For invalids it may be made thin, and eaten as gruel.


HOMINY CAKES.—A pint of small hominy, or Carolina grits.—A pint of white Indian meal, sifted.—A salt-spoonful of salt.—Three large table-spoonfuls of fresh butter.—Three eggs, or three table-spoonfuls of strong yeast.—A quart of milk. Having washed the small hominy, and left it soaking all night, boil it soft, drain it, and while hot, mix it with the Indian meal; adding the salt, and the butter. Then mix it gradually with the milk, and set it away to cool. Beat the eggs very light, and add them, gradually, to the mixture. The whole should make a thick batter. Then bake them on a griddle, in the manner of buckwheat cakes, greasing or scraping the griddle, always before you put on a fresh cake. Trim off their edges nicely, and send them to table hot. Eat them with butter.

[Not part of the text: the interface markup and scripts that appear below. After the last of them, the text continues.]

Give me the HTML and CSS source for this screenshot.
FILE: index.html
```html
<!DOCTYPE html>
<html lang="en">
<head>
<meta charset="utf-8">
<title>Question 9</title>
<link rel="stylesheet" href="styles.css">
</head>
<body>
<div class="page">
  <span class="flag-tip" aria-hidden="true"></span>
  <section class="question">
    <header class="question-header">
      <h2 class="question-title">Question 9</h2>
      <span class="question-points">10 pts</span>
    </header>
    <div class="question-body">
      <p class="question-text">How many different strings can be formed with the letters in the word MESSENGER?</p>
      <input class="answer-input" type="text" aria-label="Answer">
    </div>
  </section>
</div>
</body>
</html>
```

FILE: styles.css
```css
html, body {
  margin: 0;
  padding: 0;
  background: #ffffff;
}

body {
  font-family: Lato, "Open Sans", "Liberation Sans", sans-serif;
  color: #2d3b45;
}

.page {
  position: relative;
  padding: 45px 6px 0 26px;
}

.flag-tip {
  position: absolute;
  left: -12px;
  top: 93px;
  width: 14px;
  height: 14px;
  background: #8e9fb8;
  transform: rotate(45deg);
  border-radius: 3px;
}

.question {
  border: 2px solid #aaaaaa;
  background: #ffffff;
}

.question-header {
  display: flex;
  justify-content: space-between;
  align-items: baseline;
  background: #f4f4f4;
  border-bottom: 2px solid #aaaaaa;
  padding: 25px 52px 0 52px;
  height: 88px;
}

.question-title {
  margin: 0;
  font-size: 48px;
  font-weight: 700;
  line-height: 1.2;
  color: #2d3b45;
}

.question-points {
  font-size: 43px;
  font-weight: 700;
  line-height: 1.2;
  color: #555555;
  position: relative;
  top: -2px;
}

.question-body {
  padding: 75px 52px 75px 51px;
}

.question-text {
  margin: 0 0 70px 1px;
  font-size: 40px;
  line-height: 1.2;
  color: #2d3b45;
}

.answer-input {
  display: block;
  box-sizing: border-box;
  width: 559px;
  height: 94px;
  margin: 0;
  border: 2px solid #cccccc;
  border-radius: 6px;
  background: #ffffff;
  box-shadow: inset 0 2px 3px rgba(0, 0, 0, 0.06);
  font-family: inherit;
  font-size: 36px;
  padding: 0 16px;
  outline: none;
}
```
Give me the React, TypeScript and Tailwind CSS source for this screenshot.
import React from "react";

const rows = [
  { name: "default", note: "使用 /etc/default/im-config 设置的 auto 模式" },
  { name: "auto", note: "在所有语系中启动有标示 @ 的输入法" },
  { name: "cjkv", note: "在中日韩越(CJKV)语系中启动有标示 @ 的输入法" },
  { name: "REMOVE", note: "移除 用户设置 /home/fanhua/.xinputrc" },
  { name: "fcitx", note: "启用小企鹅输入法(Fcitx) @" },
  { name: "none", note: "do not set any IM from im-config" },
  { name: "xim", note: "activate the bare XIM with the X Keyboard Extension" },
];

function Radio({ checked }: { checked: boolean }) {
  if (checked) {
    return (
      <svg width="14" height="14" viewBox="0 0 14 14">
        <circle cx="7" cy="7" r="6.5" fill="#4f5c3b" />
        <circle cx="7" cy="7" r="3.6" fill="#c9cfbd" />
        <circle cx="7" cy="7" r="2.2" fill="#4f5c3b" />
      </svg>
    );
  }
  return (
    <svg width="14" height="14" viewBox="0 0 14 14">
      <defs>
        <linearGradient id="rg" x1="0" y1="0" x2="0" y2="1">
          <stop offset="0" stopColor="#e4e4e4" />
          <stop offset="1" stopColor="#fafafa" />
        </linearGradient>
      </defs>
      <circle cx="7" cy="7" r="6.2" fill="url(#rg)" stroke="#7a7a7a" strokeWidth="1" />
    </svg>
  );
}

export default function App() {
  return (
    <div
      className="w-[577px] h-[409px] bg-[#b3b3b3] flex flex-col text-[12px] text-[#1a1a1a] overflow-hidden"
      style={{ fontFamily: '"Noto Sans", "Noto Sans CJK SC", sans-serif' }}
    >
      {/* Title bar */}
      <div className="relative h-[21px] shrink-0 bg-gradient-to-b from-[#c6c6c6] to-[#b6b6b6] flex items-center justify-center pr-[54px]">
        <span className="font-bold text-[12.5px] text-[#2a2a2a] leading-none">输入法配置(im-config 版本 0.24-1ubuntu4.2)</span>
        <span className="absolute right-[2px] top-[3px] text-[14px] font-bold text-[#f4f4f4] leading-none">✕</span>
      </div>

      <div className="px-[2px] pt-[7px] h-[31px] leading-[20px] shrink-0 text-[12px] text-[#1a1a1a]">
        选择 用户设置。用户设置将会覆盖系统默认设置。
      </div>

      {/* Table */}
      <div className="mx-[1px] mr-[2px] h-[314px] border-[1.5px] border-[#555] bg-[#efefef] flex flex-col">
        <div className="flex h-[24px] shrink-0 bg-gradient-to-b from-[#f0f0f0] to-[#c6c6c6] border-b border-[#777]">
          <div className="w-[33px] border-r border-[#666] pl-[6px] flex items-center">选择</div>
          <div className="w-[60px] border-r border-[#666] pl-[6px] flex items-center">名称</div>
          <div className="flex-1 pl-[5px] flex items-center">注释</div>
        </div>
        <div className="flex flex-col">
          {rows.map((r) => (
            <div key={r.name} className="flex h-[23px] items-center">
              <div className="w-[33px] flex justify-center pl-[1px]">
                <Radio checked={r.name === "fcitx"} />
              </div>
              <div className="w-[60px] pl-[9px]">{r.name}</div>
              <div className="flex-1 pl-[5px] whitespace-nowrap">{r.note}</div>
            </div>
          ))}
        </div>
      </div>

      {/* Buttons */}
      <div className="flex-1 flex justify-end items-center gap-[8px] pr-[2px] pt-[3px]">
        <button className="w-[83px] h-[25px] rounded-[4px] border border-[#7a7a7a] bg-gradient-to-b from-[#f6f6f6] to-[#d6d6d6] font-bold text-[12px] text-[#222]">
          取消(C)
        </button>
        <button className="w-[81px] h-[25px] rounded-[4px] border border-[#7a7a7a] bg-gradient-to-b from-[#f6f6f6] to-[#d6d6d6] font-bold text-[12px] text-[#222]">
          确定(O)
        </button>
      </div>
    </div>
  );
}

Or you may bake them in muffin rings.

If you prefer making these cakes with yeast, you must begin them earlier, as they will require time to rise. The yeast should be strong and fresh. If not very strong, use four table-spoonfuls instead of two. Cover the pan, set it in a warm place; and do not begin to bake till it is well risen, and the surface of the mixture is covered with bubbles.


TO KEEP INDIAN CORN FOR COOKING.—Take the corn when it is young and tender, and barely full-grown. Let it remain on the cob till you have boiled it ten or fifteen minutes (not more) in a large pot of slightly-salted water that must be boiling hard when the corn is put in. When thus parboiled, take it out, and when cool enough to handle, cut down the grains from the cob, into a deep pan, with a knife. Then spread out the grains in large flat dishes or shallow pans, and set them in an oven, after the bread, pies, &c., are done, and have been taken out. Let the corn remain in the oven till it is all well dried. If your oven is heated every day, you may put the corn into it a second time. When quite dry, and after it has cooled, put it into a large thick bag; tie the bag tightly, and hang it up in a cool store-room. When wanted for use, corn thus prepared will be found excellent for boiling in winter soup; or boiled by itself and drained, and sent to table in a vegetable-dish to eat with meat; first mixing with it some butter, and a little pepper and salt. It will boil as soft, and taste as well as when fresh from the garden. It will be better for soaking all night in water, before cooking.

Bakers who heat their ovens every day, would find it profitable to buy Indian corn in large quantities, and prepare it as above, to sell afterwards for table use. If the corn is not young and fresh, it will require half an hour’s boiling before it is dried in the oven.

What is called sweet corn is excellent for this purpose.